■ What you need to do ■
Repeat the data word for word. Do not include the pictures.

■ Data lines ■

□ □ □ □ □ □ □

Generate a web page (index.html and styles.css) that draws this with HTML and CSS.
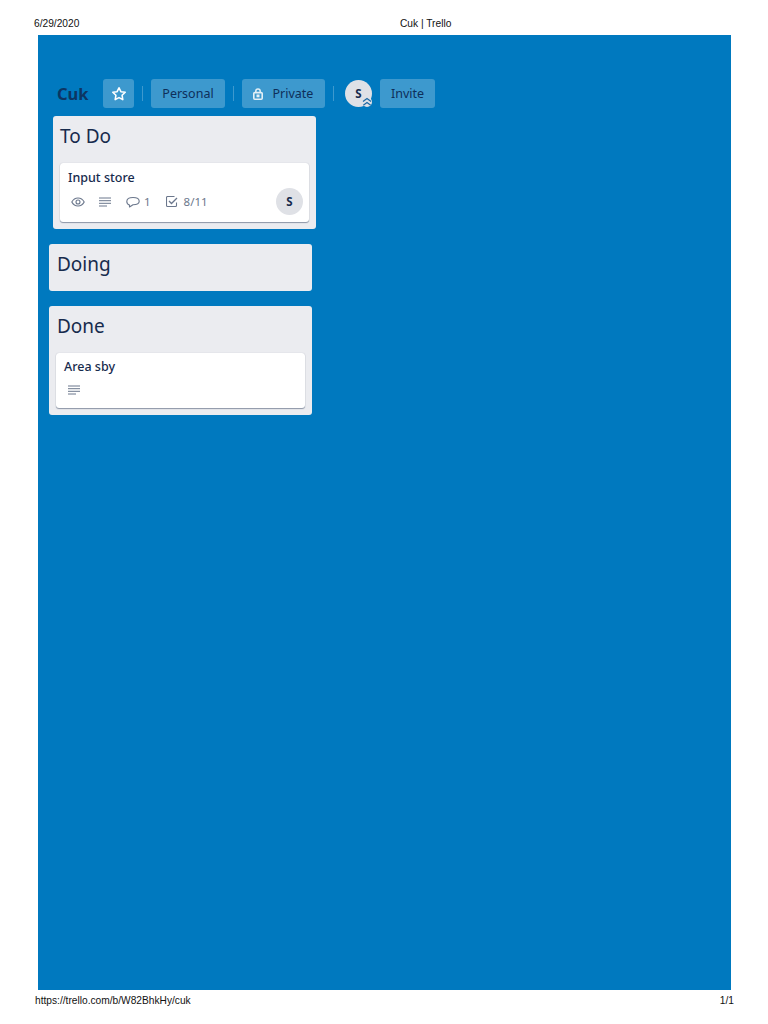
FILE: index.html
```html
<!DOCTYPE html>
<html lang="en">
<head>
<meta charset="utf-8">
<title>Cuk | Trello</title>
<link rel="stylesheet" href="styles.css">
</head>
<body>
<div class="page">
  <header class="print-head">
    <span class="print-date">6/29/2020</span>
    <span class="print-title">Cuk | Trello</span>
  </header>
  <main class="board">
    <div class="toolbar">
      <h1 class="board-name">Cuk</h1>
      <button class="btn btn-star" aria-label="Star">
        <svg width="16" height="16" viewBox="0 0 16 16"><path d="M8 1.800l1.900 3.900 4.300.6-3.100 3 .7 4.300L8 11.600l-3.800 2 .7-4.300-3.100-3 4.300-.6z" fill="none" stroke="#fff" stroke-width="1.600" stroke-linejoin="round"/></svg>
      </button>
      <span class="divider"></span>
      <button class="btn btn-personal">Personal</button>
      <span class="divider"></span>
      <button class="btn btn-private">
        <svg width="10" height="12" viewBox="0 0 10 12"><path d="M2.800 5V3.200a2.200 2.200 0 0 1 4.400 0V5" fill="none" stroke="#e4f0f6" stroke-width="1.500"/><rect x=".8" y="4.600" width="8.400" height="6.600" rx="1" fill="none" stroke="#e4f0f6" stroke-width="1.600"/><rect x="3.500" y="6.500" width="3" height="2.800" fill="#e4f0f6"/></svg>
        <span>Private</span>
      </button>
      <span class="divider divider-last"></span>
      <div class="member">
        <span class="member-initial">S</span>
        <svg class="member-badge" width="10" height="10" viewBox="0 0 10 10"><path d="M1 4.500l4-3 4 3M1 8.500l4-3 4 3" fill="none" stroke="#1f6aa5" stroke-width="1.200"/></svg>
      </div>
      <button class="btn btn-invite">Invite</button>
    </div>

    <section class="list list-todo">
      <h2 class="list-title">To Do</h2>
      <article class="card card-todo">
        <div class="card-name">Input store</div>
        <div class="badges">
          <svg class="ico ico-eye" width="14" height="10" viewBox="0 0 14 10"><path d="M.8 5C2.200 2.400 4.400 1 7 1s4.800 1.400 6.200 4C11.800 7.600 9.600 9 7 9S2.200 7.600.8 5z" fill="none" stroke="#6b778c" stroke-width="1.100"/><circle cx="7" cy="5" r="2" fill="none" stroke="#6b778c" stroke-width="1.100"/></svg>
          <svg class="ico ico-desc" width="12" height="10" viewBox="0 0 12 10"><path d="M0 1h12M0 3.700h12M0 6.300h12M0 9h8" stroke="#6b778c" stroke-width="1"/></svg>
          <svg class="ico ico-comment" width="14" height="12" viewBox="0 0 14 12"><path d="M3.500 9C1.800 8.500.8 7.300.8 5.500.8 3 3 1.500 7 1.500s6.200 1.500 6.200 3.800S11 8.800 7 8.800L3.500 11z" fill="none" stroke="#6b778c" stroke-width="1.100" stroke-linejoin="round"/></svg>
          <span class="count count-comment">1</span>
          <svg class="ico ico-check" width="12" height="12" viewBox="0 0 12 12"><path d="M10.500 6.500v3a1 1 0 0 1-1 1h-8a1 1 0 0 1-1-1v-8a1 1 0 0 1 1-1h7" fill="none" stroke="#6b778c" stroke-width="1.100"/><path d="M3 5l2.500 2.500L11 2" fill="none" stroke="#6b778c" stroke-width="1.300"/></svg>
          <span class="count">8/11</span>
          <span class="avatar">S</span>
        </div>
      </article>
    </section>

    <section class="list list-doing">
      <h2 class="list-title">Doing</h2>
    </section>

    <section class="list list-done">
      <h2 class="list-title title-done">Done</h2>
      <article class="card card-done">
        <div class="card-name">Area sby</div>
        <div class="badges badges-done">
          <svg class="ico ico-desc" width="12" height="10" viewBox="0 0 12 10"><path d="M0 1h12M0 3.700h12M0 6.300h12M0 9h8" stroke="#6b778c" stroke-width="1"/></svg>
        </div>
      </article>
    </section>
  </main>
  <footer class="print-foot">
    <span>https://trello.com/b/W82BhkHy/cuk</span>
    <span>1/1</span>
  </footer>
</div>
</body>
</html>
```
FILE: styles.css
```css
html, body { margin: 0; padding: 0; background: #fff; }
.page { width: 768px; height: 1024px; display: flex; flex-direction: column; overflow: hidden; }

.print-head, .print-foot {
  font-family: "Liberation Sans", Arial, sans-serif;
  font-size: 10.200px;
  color: #111;
  display: flex;
}
.print-head { height: 35px; padding: 18px 0 0 34px; box-sizing: border-box; line-height: 11px; }
.print-date { width: 366px; }
.print-foot { height: 34px; padding: 5px 34px 0 35px; box-sizing: border-box; justify-content: space-between; line-height: 11px; }

.board {
  flex: 1;
  margin: 0 37px 0 38px;
  background: #0079bf;
  padding-top: 44px;
  font-family: "Noto Sans", sans-serif;
  color: #172b4d;
  min-height: 0;
}

.toolbar { display: flex; align-items: center; height: 29px; padding-left: 19px; }
.board-name { margin: 0; font-size: 16.500px; font-weight: 700; color: #0c3563; width: 46px; line-height: 29px; }
.btn {
  height: 29px;
  border: 0;
  border-radius: 3px;
  background: rgba(255, 255, 255, .24);
  color: #0e2f5a;
  font: 400 12.500px/29px "Noto Sans", sans-serif;
  padding: 0;
  display: flex;
  align-items: center;
  justify-content: center;
}
.btn-star { width: 31px; }
.btn-personal { width: 74px; }
.btn-private { width: 83px; gap: 10px; padding-right: 1px; }
.btn-invite { width: 55px; }
.divider { width: 1px; height: 15px; background: rgba(255, 255, 255, .24); margin: 0 8px; }
.divider-last { margin: 0 11px 0 8px; }
.member {
  position: relative;
  width: 27px;
  height: 27px;
  border-radius: 50%;
  background: #dfe1e6;
  margin-right: 8px;
  display: flex;
  align-items: center;
  justify-content: center;
  font-size: 11.500px;
  font-weight: 700;
  color: #172b4d;
}
.member-badge { position: absolute; right: 0; bottom: 0; background: #dfe1e6; border-radius: 50%; }

.list { width: 263px; background: #ebecf0; border-radius: 3px; box-sizing: border-box; }
.list-todo { margin: 8px 0 0 15px; height: 113px; padding: 6px 7px 0; }
.list-doing { margin: 15px 0 0 11px; height: 47px; padding: 6px 8px 0; }
.list-done { margin: 15px 0 0 11px; height: 109px; padding: 6px 7px 0; }
.list-title { margin: 0; font-size: 19px; font-weight: 400; line-height: 28px; color: #172b4d; }
.title-done { padding-left: 1px; }
.list-done .list-title { margin-bottom: 13px; }
.list-todo .list-title { margin-bottom: 13px; }

.card {
  background: #fff;
  border-radius: 3px;
  box-shadow: 0 1px 1px rgba(9, 30, 66, .4), 0 0 1px rgba(9, 30, 66, .25);
  box-sizing: border-box;
  padding: 6px 8px 0;
}
.card-todo { height: 59px; }
.card-done { height: 55px; padding-top: 5px; }
.card-name { font-size: 12.500px; line-height: 18px; font-weight: 500; color: #172b4d; }
.badges { display: flex; align-items: center; height: 27px; margin-top: 1px; padding-left: 3px; font-size: 11.500px; color: #6b778c; position: relative; }
.badges-done { height: 16px; margin-top: 6px; padding-left: 0; }
.ico { flex: none; }
.ico-eye { margin-right: 14px; }
.ico-desc { margin-right: 15px; }
.badges-done .ico-desc { margin-left: 4px; }
.ico-comment { margin-right: 4px; }
.count-comment { margin-right: 15px; }
.ico-check { margin-right: 6px; }
.avatar {
  margin-left: auto;
  margin-right: -2px;
  width: 27px;
  height: 27px;
  border-radius: 50%;
  background: #dfe1e6;
  display: flex;
  align-items: center;
  justify-content: center;
  font-size: 11.500px;
  font-weight: 700;
  color: #172b4d;
}
```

□ □ □ □ □ □ □

■ Task response ■
Generate a web page (index.html and styles.css) that draws this with HTML and CSS.
FILE: index.html
```html
<!DOCTYPE html>
<html lang="en">
<head>
<meta charset="utf-8">
<title>Cuk | Trello</title>
<link rel="stylesheet" href="styles.css">
</head>
<body>
<div class="page">
  <header class="print-head">
    <span class="print-date">6/29/2020</span>
    <span class="print-title">Cuk | Trello</span>
  </header>
  <main class="board">
    <div class="toolbar">
      <h1 class="board-name">Cuk</h1>
      <button class="btn btn-star" aria-label="Star">
        <svg width="16" height="16" viewBox="0 0 16 16"><path d="M8 1.800l1.900 3.900 4.300.6-3.100 3 .7 4.300L8 11.600l-3.800 2 .7-4.300-3.100-3 4.300-.6z" fill="none" stroke="#fff" stroke-width="1.600" stroke-linejoin="round"/></svg>
      </button>
      <span class="divider"></span>
      <button class="btn btn-personal">Personal</button>
      <span class="divider"></span>
      <button class="btn btn-private">
        <svg width="10" height="12" viewBox="0 0 10 12"><path d="M2.800 5V3.200a2.200 2.200 0 0 1 4.400 0V5" fill="none" stroke="#e4f0f6" stroke-width="1.500"/><rect x=".8" y="4.600" width="8.400" height="6.600" rx="1" fill="none" stroke="#e4f0f6" stroke-width="1.600"/><rect x="3.500" y="6.500" width="3" height="2.800" fill="#e4f0f6"/></svg>
        <span>Private</span>
      </button>
      <span class="divider divider-last"></span>
      <div class="member">
        <span class="member-initial">S</span>
        <svg class="member-badge" width="10" height="10" viewBox="0 0 10 10"><path d="M1 4.500l4-3 4 3M1 8.500l4-3 4 3" fill="none" stroke="#1f6aa5" stroke-width="1.200"/></svg>
      </div>
      <button class="btn btn-invite">Invite</button>
    </div>

    <section class="list list-todo">
      <h2 class="list-title">To Do</h2>
      <article class="card card-todo">
        <div class="card-name">Input store</div>
        <div class="badges">
          <svg class="ico ico-eye" width="14" height="10" viewBox="0 0 14 10"><path d="M.8 5C2.200 2.400 4.400 1 7 1s4.800 1.400 6.200 4C11.800 7.600 9.600 9 7 9S2.200 7.600.8 5z" fill="none" stroke="#6b778c" stroke-width="1.100"/><circle cx="7" cy="5" r="2" fill="none" stroke="#6b778c" stroke-width="1.100"/></svg>
          <svg class="ico ico-desc" width="12" height="10" viewBox="0 0 12 10"><path d="M0 1h12M0 3.700h12M0 6.300h12M0 9h8" stroke="#6b778c" stroke-width="1"/></svg>
          <svg class="ico ico-comment" width="14" height="12" viewBox="0 0 14 12"><path d="M3.500 9C1.800 8.500.8 7.300.8 5.500.8 3 3 1.500 7 1.500s6.200 1.500 6.200 3.800S11 8.800 7 8.800L3.500 11z" fill="none" stroke="#6b778c" stroke-width="1.100" stroke-linejoin="round"/></svg>
          <span class="count count-comment">1</span>
          <svg class="ico ico-check" width="12" height="12" viewBox="0 0 12 12"><path d="M10.500 6.500v3a1 1 0 0 1-1 1h-8a1 1 0 0 1-1-1v-8a1 1 0 0 1 1-1h7" fill="none" stroke="#6b778c" stroke-width="1.100"/><path d="M3 5l2.500 2.500L11 2" fill="none" stroke="#6b778c" stroke-width="1.300"/></svg>
          <span class="count">8/11</span>
          <span class="avatar">S</span>
        </div>
      </article>
    </section>

    <section class="list list-doing">
      <h2 class="list-title">Doing</h2>
    </section>

    <section class="list list-done">
      <h2 class="list-title title-done">Done</h2>
      <article class="card card-done">
        <div class="card-name">Area sby</div>
        <div class="badges badges-done">
          <svg class="ico ico-desc" width="12" height="10" viewBox="0 0 12 10"><path d="M0 1h12M0 3.700h12M0 6.300h12M0 9h8" stroke="#6b778c" stroke-width="1"/></svg>
        </div>
      </article>
    </section>
  </main>
  <footer class="print-foot">
    <span>https://trello.com/b/W82BhkHy/cuk</span>
    <span>1/1</span>
  </footer>
</div>
</body>
</html>
```
FILE: styles.css
```css
html, body { margin: 0; padding: 0; background: #fff; }
.page { width: 768px; height: 1024px; display: flex; flex-direction: column; overflow: hidden; }

.print-head, .print-foot {
  font-family: "Liberation Sans", Arial, sans-serif;
  font-size: 10.200px;
  color: #111;
  display: flex;
}
.print-head { height: 35px; padding: 18px 0 0 34px; box-sizing: border-box; line-height: 11px; }
.print-date { width: 366px; }
.print-foot { height: 34px; padding: 5px 34px 0 35px; box-sizing: border-box; justify-content: space-between; line-height: 11px; }

.board {
  flex: 1;
  margin: 0 37px 0 38px;
  background: #0079bf;
  padding-top: 44px;
  font-family: "Noto Sans", sans-serif;
  color: #172b4d;
  min-height: 0;
}

.toolbar { display: flex; align-items: center; height: 29px; padding-left: 19px; }
.board-name { margin: 0; font-size: 16.500px; font-weight: 700; color: #0c3563; width: 46px; line-height: 29px; }
.btn {
  height: 29px;
  border: 0;
  border-radius: 3px;
  background: rgba(255, 255, 255, .24);
  color: #0e2f5a;
  font: 400 12.500px/29px "Noto Sans", sans-serif;
  padding: 0;
  display: flex;
  align-items: center;
  justify-content: center;
}
.btn-star { width: 31px; }
.btn-personal { width: 74px; }
.btn-private { width: 83px; gap: 10px; padding-right: 1px; }
.btn-invite { width: 55px; }
.divider { width: 1px; height: 15px; background: rgba(255, 255, 255, .24); margin: 0 8px; }
.divider-last { margin: 0 11px 0 8px; }
.member {
  position: relative;
  width: 27px;
  height: 27px;
  border-radius: 50%;
  background: #dfe1e6;
  margin-right: 8px;
  display: flex;
  align-items: center;
  justify-content: center;
  font-size: 11.500px;
  font-weight: 700;
  color: #172b4d;
}
.member-badge { position: absolute; right: 0; bottom: 0; background: #dfe1e6; border-radius: 50%; }

.list { width: 263px; background: #ebecf0; border-radius: 3px; box-sizing: border-box; }
.list-todo { margin: 8px 0 0 15px; height: 113px; padding: 6px 7px 0; }
.list-doing { margin: 15px 0 0 11px; height: 47px; padding: 6px 8px 0; }
.list-done { margin: 15px 0 0 11px; height: 109px; padding: 6px 7px 0; }
.list-title { margin: 0; font-size: 19px; font-weight: 400; line-height: 28px; color: #172b4d; }
.title-done { padding-left: 1px; }
.list-done .list-title { margin-bottom: 13px; }
.list-todo .list-title { margin-bottom: 13px; }

.card {
  background: #fff;
  border-radius: 3px;
  box-shadow: 0 1px 1px rgba(9, 30, 66, .4), 0 0 1px rgba(9, 30, 66, .25);
  box-sizing: border-box;
  padding: 6px 8px 0;
}
.card-todo { height: 59px; }
.card-done { height: 55px; padding-top: 5px; }
.card-name { font-size: 12.500px; line-height: 18px; font-weight: 500; color: #172b4d; }
.badges { display: flex; align-items: center; height: 27px; margin-top: 1px; padding-left: 3px; font-size: 11.500px; color: #6b778c; position: relative; }
.badges-done { height: 16px; margin-top: 6px; padding-left: 0; }
.ico { flex: none; }
.ico-eye { margin-right: 14px; }
.ico-desc { margin-right: 15px; }
.badges-done .ico-desc { margin-left: 4px; }
.ico-comment { margin-right: 4px; }
.count-comment { margin-right: 15px; }
.ico-check { margin-right: 6px; }
.avatar {
  margin-left: auto;
  margin-right: -2px;
  width: 27px;
  height: 27px;
  border-radius: 50%;
  background: #dfe1e6;
  display: flex;
  align-items: center;
  justify-content: center;
  font-size: 11.500px;
  font-weight: 700;
  color: #172b4d;
}
```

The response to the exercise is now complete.